*Written exercise*: Answer with one number only: the number of lines that include the word "this".

---------- Dataset excerpts ----------

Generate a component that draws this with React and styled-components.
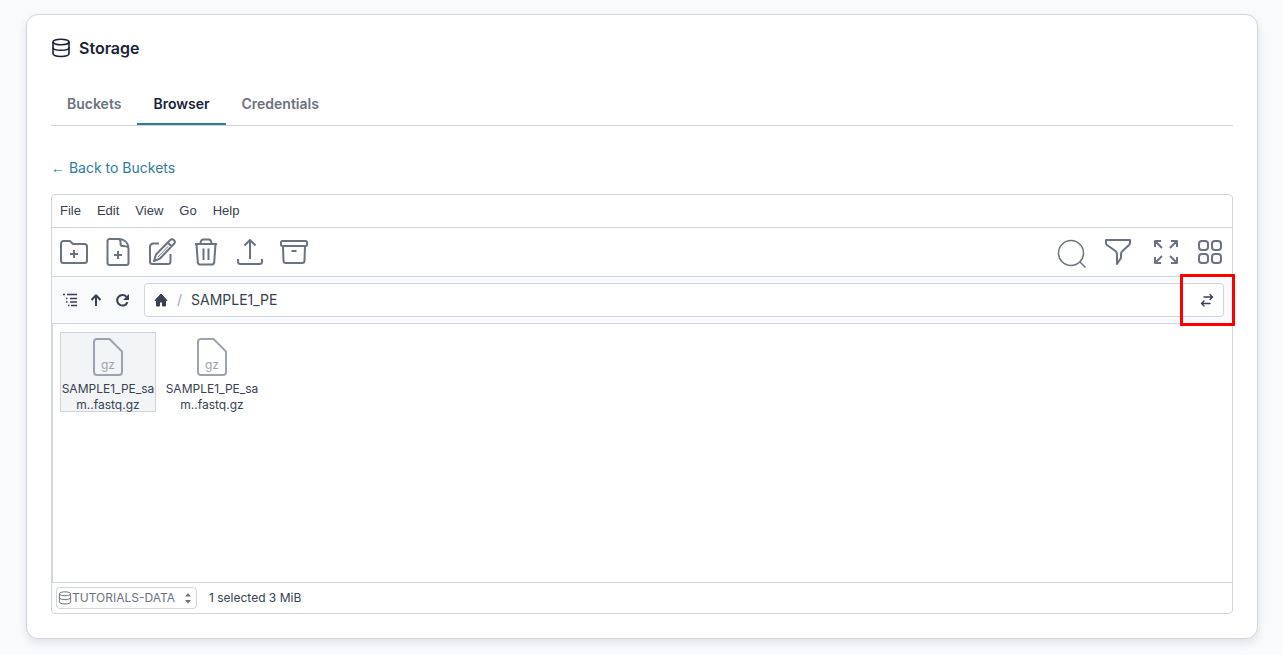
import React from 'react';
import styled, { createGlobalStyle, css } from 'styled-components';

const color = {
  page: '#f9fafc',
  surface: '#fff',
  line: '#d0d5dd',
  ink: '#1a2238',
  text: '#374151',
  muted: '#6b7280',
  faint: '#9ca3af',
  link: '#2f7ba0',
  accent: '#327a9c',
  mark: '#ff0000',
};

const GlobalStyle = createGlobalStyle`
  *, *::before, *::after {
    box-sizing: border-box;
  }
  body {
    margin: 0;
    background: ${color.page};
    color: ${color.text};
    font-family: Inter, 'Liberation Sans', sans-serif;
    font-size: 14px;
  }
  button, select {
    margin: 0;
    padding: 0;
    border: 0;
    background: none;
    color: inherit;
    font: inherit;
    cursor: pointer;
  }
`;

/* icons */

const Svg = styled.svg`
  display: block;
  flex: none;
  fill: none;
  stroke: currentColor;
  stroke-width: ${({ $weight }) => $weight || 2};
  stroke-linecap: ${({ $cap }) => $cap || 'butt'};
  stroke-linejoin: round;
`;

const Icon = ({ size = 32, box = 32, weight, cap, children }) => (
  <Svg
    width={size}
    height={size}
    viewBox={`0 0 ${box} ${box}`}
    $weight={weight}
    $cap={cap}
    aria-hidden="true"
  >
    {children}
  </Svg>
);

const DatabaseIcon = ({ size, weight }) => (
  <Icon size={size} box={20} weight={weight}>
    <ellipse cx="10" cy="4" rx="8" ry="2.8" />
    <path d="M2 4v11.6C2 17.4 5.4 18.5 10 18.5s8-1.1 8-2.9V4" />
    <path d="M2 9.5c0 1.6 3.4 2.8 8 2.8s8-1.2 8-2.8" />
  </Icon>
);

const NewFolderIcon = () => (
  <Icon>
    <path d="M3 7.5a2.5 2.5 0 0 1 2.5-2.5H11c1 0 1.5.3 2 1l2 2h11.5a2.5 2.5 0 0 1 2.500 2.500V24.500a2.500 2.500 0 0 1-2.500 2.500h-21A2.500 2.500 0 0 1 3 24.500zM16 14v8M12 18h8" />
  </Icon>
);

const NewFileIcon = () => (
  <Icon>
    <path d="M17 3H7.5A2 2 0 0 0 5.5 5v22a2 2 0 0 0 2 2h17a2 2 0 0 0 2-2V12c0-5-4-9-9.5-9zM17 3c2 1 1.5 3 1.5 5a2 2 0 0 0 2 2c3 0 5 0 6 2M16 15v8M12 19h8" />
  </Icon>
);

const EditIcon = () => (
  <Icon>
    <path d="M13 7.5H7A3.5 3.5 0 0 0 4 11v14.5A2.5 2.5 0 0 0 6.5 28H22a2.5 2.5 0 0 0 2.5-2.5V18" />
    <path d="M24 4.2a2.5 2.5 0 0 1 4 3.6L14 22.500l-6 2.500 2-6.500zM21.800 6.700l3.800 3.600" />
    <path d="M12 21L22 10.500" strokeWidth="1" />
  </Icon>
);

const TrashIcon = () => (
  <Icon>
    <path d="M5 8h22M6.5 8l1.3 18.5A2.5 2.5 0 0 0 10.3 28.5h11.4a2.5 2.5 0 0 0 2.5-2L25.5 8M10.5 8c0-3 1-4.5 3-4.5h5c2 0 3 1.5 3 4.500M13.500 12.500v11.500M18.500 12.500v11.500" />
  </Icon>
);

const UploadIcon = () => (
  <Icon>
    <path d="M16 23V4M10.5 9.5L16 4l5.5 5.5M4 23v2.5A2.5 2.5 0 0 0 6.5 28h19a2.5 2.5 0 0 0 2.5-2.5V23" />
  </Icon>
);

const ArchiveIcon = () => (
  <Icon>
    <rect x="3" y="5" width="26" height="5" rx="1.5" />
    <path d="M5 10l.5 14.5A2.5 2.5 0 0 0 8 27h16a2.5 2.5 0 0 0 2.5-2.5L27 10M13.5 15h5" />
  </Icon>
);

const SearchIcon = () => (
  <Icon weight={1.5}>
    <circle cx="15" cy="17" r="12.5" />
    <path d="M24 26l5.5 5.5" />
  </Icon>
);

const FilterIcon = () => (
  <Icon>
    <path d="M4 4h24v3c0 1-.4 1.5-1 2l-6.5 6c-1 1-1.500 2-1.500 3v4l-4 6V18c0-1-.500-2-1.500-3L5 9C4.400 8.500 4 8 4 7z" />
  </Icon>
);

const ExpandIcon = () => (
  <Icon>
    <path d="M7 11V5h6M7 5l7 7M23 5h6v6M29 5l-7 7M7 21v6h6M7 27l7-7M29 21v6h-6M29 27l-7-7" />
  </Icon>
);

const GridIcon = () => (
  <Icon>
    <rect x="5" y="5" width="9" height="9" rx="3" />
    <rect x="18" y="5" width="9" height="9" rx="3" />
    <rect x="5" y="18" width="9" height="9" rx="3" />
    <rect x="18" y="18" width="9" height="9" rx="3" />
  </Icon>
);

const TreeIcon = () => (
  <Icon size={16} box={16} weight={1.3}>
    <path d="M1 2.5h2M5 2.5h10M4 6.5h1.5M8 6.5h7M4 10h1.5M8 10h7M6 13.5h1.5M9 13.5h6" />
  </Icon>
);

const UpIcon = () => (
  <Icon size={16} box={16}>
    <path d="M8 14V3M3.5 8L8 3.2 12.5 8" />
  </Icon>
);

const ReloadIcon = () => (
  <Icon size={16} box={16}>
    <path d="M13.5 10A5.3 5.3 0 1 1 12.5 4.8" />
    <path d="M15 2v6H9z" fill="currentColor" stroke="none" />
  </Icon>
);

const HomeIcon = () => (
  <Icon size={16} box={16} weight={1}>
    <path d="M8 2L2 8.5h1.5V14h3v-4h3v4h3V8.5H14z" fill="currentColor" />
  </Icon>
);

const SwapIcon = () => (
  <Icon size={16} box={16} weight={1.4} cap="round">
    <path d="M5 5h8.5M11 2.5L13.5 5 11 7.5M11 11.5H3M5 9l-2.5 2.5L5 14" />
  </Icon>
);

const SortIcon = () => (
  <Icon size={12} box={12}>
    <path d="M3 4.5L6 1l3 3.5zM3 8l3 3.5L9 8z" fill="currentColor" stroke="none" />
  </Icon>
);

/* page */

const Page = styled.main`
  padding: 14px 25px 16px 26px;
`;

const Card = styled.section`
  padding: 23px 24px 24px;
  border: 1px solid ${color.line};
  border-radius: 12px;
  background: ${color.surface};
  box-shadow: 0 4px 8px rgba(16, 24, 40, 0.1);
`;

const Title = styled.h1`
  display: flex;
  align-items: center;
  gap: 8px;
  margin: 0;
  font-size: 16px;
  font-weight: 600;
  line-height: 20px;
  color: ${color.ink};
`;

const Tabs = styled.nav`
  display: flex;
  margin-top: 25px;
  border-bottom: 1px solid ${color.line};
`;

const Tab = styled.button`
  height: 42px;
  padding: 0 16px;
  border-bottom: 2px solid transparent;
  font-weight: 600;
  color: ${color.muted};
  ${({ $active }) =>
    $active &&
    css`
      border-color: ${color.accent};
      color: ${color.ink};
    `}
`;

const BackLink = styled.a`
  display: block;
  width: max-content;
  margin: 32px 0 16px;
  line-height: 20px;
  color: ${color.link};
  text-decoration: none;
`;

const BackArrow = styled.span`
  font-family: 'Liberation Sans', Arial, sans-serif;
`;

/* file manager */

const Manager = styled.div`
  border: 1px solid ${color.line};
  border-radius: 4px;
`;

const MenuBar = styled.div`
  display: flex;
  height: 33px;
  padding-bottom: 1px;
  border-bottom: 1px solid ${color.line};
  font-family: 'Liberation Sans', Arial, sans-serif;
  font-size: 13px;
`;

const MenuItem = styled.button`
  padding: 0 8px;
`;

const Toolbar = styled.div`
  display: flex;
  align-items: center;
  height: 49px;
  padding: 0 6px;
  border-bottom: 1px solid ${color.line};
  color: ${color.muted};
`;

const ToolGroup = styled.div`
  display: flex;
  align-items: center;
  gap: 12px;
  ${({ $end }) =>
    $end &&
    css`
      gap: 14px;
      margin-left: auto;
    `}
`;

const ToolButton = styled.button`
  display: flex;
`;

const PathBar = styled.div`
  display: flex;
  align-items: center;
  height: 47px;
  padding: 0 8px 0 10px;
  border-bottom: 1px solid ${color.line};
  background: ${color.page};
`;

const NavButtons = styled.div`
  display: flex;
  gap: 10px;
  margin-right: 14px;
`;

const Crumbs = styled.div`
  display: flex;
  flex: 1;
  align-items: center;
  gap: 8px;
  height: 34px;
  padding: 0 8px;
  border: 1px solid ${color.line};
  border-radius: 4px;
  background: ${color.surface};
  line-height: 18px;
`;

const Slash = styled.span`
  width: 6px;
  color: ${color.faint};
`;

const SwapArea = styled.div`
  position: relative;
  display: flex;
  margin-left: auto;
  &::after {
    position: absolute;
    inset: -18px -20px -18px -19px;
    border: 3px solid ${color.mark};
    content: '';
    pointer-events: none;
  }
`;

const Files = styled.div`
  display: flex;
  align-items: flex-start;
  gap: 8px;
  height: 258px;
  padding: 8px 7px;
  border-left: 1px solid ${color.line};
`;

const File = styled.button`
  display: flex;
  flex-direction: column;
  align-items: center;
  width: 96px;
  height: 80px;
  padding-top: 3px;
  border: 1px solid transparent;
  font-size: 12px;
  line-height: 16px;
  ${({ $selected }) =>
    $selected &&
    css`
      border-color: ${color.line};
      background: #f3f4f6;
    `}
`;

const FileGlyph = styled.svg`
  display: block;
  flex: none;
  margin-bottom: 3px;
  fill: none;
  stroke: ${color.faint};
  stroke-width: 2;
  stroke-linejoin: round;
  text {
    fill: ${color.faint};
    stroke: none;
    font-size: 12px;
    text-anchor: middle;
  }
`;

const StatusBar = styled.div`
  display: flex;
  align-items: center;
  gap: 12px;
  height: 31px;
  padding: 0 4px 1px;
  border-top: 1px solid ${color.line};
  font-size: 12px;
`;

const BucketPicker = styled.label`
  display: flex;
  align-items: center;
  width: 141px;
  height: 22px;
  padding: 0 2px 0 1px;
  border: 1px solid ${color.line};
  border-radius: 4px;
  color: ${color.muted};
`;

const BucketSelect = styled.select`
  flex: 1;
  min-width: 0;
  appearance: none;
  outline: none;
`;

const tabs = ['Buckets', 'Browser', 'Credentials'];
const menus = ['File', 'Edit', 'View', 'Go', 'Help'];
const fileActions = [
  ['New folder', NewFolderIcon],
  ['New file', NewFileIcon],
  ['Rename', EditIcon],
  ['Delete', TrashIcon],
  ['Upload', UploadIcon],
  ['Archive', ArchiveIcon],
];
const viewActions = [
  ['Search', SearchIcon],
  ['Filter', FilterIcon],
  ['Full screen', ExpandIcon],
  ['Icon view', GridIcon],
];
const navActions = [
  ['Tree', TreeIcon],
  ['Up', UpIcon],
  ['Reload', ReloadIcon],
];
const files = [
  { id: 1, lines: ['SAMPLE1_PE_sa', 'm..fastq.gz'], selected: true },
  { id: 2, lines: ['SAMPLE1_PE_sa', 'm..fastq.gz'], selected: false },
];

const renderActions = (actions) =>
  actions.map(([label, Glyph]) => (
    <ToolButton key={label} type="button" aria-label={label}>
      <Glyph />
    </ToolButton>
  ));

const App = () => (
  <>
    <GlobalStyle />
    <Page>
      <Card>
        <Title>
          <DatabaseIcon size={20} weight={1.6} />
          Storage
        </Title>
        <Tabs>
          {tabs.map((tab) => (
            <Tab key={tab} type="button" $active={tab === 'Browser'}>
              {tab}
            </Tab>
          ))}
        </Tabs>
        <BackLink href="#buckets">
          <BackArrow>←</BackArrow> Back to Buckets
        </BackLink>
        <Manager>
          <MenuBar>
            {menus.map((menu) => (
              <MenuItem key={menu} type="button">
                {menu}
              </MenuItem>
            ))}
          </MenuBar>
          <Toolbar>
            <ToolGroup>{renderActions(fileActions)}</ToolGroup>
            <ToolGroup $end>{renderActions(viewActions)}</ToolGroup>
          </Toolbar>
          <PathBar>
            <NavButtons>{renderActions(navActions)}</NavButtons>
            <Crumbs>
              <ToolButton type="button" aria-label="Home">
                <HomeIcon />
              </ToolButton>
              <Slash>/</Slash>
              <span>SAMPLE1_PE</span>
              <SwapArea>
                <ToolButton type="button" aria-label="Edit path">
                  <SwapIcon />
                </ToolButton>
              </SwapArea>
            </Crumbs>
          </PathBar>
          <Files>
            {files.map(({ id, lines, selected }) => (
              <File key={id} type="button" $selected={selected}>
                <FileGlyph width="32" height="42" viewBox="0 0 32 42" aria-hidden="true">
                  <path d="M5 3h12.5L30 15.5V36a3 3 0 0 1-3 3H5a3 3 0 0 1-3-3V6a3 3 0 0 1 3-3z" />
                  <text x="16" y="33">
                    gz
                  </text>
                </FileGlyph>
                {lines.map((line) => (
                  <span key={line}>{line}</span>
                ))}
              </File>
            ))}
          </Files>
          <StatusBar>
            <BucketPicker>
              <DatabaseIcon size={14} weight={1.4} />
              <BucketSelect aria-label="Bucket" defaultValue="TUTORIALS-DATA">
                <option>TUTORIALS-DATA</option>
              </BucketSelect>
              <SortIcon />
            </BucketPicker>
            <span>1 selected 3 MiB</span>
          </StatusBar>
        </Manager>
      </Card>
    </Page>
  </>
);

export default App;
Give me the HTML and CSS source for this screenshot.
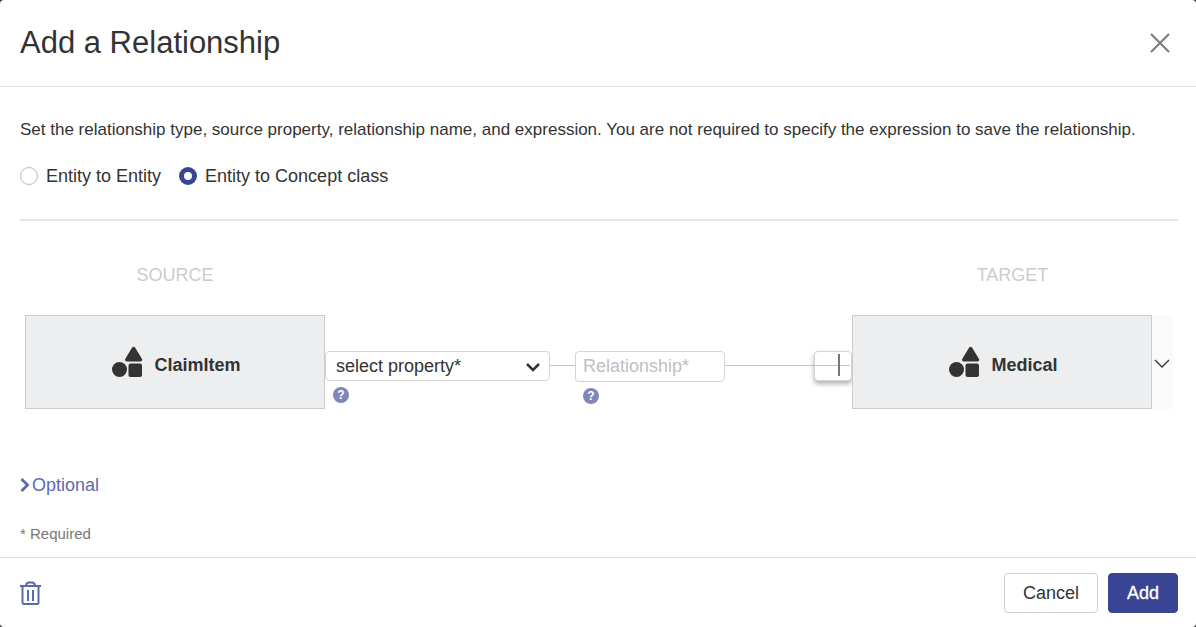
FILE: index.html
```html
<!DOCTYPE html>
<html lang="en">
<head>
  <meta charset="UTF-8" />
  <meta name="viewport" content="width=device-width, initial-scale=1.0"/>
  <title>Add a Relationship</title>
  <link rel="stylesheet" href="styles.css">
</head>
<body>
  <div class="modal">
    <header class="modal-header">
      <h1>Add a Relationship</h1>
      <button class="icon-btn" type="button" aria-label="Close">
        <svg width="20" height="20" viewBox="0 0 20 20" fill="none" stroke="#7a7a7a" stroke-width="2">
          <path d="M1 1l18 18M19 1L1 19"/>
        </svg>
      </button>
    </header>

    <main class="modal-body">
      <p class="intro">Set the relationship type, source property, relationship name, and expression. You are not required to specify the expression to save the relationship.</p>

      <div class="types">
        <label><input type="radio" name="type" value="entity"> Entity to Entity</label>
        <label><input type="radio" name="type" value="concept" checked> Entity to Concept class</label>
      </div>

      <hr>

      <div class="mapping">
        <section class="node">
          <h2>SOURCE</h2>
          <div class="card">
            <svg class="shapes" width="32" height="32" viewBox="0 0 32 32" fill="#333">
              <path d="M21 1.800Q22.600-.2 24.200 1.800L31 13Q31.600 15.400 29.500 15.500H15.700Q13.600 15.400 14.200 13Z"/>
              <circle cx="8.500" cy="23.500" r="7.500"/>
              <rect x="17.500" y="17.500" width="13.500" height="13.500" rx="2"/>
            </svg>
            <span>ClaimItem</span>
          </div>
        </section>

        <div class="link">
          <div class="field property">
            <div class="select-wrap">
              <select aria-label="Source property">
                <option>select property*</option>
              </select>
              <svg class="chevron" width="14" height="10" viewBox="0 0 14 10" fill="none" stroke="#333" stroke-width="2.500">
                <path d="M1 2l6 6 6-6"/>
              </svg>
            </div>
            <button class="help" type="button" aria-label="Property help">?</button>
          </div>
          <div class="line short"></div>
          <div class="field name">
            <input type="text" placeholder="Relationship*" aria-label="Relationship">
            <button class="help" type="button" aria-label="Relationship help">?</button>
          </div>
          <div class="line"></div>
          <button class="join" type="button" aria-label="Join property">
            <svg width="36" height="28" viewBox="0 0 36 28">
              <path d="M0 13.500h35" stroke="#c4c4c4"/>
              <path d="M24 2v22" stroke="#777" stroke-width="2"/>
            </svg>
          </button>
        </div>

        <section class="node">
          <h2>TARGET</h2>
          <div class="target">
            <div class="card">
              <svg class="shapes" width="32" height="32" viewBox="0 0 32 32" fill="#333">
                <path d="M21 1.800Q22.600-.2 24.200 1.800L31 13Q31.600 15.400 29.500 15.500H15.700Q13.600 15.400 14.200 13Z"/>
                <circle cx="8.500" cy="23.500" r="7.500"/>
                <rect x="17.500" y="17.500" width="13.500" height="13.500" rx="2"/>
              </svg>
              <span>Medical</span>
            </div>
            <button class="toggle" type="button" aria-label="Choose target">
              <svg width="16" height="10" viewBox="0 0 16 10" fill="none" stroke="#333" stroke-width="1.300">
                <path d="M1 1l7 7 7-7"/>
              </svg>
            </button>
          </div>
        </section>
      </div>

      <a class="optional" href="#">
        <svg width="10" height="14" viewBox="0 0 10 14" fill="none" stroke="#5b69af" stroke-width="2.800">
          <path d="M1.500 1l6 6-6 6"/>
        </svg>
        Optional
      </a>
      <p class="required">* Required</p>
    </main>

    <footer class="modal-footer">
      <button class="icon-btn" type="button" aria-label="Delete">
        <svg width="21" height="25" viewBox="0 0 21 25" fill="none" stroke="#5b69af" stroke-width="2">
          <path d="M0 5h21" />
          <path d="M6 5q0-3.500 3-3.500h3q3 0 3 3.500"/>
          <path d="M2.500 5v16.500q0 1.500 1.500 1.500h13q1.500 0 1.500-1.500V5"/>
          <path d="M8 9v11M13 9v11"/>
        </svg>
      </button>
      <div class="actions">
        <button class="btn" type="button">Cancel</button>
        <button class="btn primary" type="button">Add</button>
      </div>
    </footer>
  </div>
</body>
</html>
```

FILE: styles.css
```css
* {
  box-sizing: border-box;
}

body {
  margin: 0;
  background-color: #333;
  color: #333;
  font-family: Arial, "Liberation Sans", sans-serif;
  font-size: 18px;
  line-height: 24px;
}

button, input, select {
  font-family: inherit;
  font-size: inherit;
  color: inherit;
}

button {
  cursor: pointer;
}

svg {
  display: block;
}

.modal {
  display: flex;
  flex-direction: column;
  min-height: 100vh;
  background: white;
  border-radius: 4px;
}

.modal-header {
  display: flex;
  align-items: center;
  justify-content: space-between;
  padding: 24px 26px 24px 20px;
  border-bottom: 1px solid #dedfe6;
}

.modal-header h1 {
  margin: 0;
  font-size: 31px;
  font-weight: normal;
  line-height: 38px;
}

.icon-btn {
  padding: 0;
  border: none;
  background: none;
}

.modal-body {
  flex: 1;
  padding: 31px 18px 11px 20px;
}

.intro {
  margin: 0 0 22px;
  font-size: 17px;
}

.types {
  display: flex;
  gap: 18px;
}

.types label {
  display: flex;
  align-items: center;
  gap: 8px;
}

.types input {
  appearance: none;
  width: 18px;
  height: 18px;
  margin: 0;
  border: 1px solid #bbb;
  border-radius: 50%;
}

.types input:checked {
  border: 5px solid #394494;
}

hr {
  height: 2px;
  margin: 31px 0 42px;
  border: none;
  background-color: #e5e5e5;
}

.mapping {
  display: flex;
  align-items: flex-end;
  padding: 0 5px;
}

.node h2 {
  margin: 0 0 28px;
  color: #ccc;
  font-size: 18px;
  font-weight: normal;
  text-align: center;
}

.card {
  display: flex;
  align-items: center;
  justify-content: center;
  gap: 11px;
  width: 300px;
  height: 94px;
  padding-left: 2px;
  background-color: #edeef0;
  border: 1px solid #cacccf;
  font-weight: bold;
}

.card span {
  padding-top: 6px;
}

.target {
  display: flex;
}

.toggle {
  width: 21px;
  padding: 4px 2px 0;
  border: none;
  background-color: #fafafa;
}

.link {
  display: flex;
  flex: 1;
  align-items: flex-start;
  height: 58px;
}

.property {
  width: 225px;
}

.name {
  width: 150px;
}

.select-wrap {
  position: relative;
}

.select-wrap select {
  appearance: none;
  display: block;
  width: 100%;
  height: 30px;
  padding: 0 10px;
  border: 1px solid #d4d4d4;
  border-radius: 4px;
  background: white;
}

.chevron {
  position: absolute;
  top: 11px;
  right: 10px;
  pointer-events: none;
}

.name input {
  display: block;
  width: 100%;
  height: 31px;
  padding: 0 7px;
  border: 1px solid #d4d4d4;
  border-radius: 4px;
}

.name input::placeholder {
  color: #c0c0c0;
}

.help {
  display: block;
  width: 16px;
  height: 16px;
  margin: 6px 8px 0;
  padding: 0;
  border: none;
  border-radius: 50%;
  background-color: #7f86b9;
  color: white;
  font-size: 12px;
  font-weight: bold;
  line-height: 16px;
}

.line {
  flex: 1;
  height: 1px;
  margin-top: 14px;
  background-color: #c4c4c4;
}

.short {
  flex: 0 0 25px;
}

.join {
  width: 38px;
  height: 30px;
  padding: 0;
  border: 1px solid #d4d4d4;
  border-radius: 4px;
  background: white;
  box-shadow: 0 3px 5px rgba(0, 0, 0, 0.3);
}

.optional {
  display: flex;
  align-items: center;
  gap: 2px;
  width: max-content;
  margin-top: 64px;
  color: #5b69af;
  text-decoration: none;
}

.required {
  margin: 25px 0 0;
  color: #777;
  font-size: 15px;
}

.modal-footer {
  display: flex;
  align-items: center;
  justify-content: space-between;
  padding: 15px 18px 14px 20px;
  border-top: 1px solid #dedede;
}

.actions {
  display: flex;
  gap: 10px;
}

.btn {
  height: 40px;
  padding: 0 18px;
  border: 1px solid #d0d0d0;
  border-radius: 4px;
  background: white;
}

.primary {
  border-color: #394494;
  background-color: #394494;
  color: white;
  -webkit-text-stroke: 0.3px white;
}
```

----------

*Exercise answer*: 2